Laser ablation is a lesser-known technique among the many laser techniques used industrially for several processes. Gordon Gould invented the technique when he switched to the Q-switching method as this produces pulsed laser beams with high peak power that can ablate different materials.
Laser ablation is applicable for marking, cutting, texturing, and cleaning different materials. This article will introduce the process, its parameters, associated processes, and advantages/disadvantages to help you learn more about the technique. Read on.
What is Laser Ablation?
Laser ablation is a technique that involves using a laser marking machine to remove materials from a part. The laser machines used are majorly CO2 or fiber laser technology as they can generate pulsed laser beams with high peak power required to remove the materials.

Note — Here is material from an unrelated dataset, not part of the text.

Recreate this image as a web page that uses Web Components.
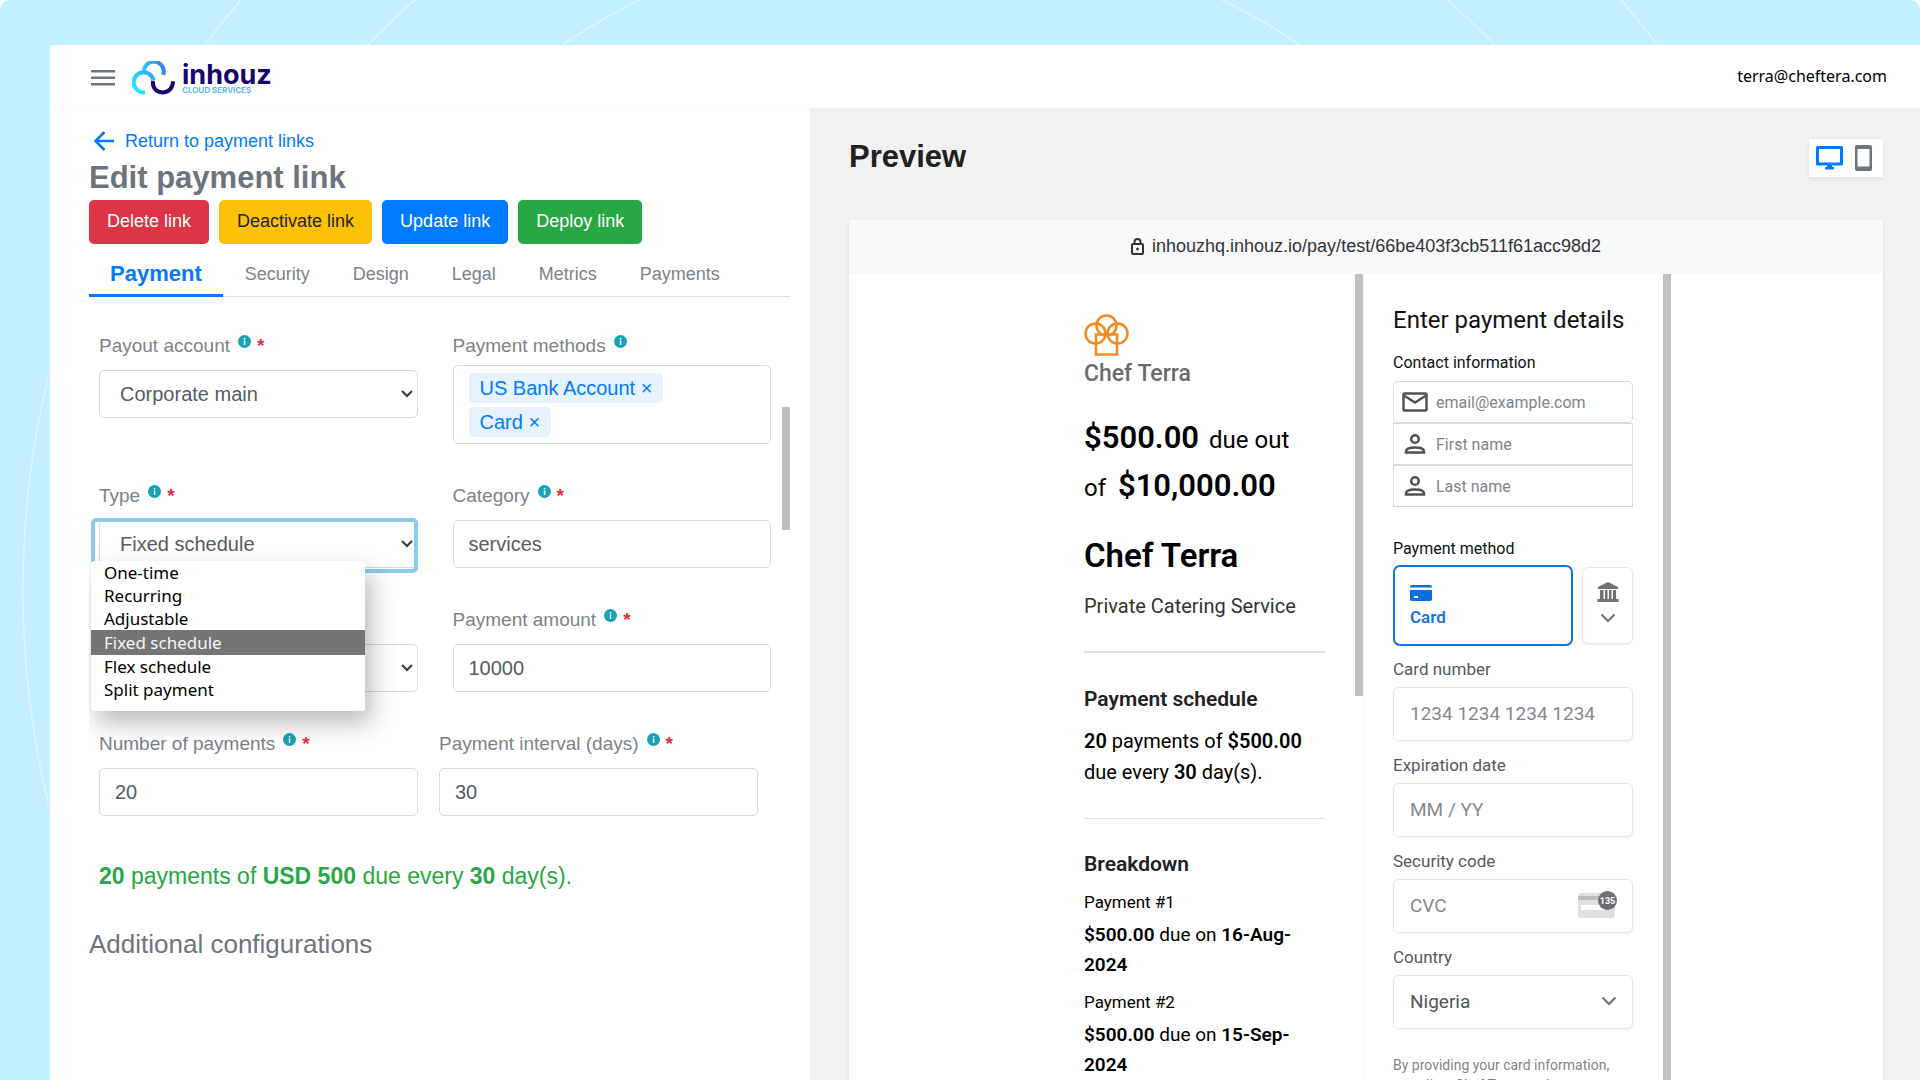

All laser machines used for ablation work the same way, depending on the materials. Every material has its ablation threshold above it, and the material is ablated and vaporized into fumes. Below it, the material’s temperature will only increase, and laser welding occurs. Due to the formation of fumes, you need a fume extraction system.
What Are the Laser Ablation Parameters?
Laser ablation uses the same marking machines as other laser techniques. However, you need to optimize different parameters of the laser marking machine to tailor it for different applications. Below are the most important parameters you should consider and how to optimize them.
· Wavelength
Laser beams are reflected and absorbed when they hit a workpiece’s surface. The laser energy must be absorbed and converted to heat for ablation to occur. The extent of reflection and absorption of the laser beam depends on the marking machine’s wavelength and the material to be marked. Every laser machine has a different wavelength, and you should choose one that has is least reflected. For example, you can use a fiber laser for metals and CO2 for plastics and other organic materials.
· Beam Diameter
The larger the beam diameter, the more the dispersion of laser energy. Therefore, ablation might not be possible with laser machines with high beam diameters. If you want efficient energy use, you should reduce the beam diameter. For example, the 100W laser cleaning machine has an adjustable beam diameter of 4.0mm±0.5mm.
· Beam Quality
Beam quality measures the focus-ability of a laser beam. It is measured in M2, and highly efficient laser ablation machines have a value close to 1. Machines having a high M2 value are hard to focus and can’t generate high energy for ablation.
· Focal Distance
The focal distance is where the laser beam is focused on the targeted area. You can change it by using various focusing optics to generate optimal results.
· Laser Power
This is the energy that the laser marking machine measured in watts. Pulsed lasers are preferred for ablation because they generate high laser power.
· Pulse Length
This is the time between the pulse’s beginning and end expressed in microseconds, nanoseconds, picoseconds, or femtoseconds. Laser marking machines with short pulses can generate high energy peaks required for most laser applications. However, they need much control to prevent melting.
· Pulse Frequency
This is the number of pulses per second. For example, in the 100W laser cleaning machine with 100,000 pulses per second, each pulse will deliver 1mJ or energy. If you increase the number of pulses per second, you will reduce the energy per pulse and make ablation impossible.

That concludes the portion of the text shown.